Expectation of Economic Profit
The court evaluated whether there was a realistic expectation of economic profit from the transactions, which is a key factor in determining the legitimacy of interest deductions. It found that the evidence overwhelmingly indicated that the petitioner did not anticipate an economic gain. The court pointed to the calculations made by Bernard Goldstein, which projected an economic loss and were inconsistent with any realistic expectation of profit. The court dismissed the petitioner’s argument that the transactions were a speculative investment in Treasury notes by underscoring discrepancies in the petitioner’s projections and the lack of evidence supporting a genuine profit motive. This lack of a profit expectation further reinforced the court’s conclusion that the transactions had no substance or purpose beyond the tax deduction.
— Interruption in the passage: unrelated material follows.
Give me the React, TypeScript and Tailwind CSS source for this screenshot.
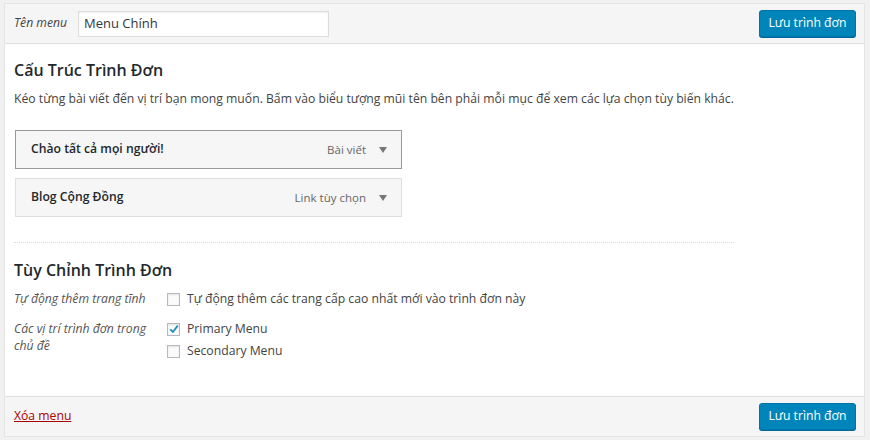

Implications for Tax Avoidance Schemes
The court’s decision in this case has broader implications for tax avoidance schemes that lack genuine economic substance. It reinforced the idea that transactions primarily motivated by tax benefits, without substantive economic activity, do not warrant deductions under the Internal Revenue Code. The ruling served as a caution to taxpayers that engaging in contrived financial transactions purely for tax avoidance purposes could lead to disallowance of deductions and potential penalties. The court’s analysis indicated a judicial commitment to curbing abusive tax strategies that exploit loopholes in the tax code without contributing to any real economic activity. This decision aligns with a broader legal framework that seeks to ensure that tax benefits are only available for transactions that have a legitimate business purpose and economic substance.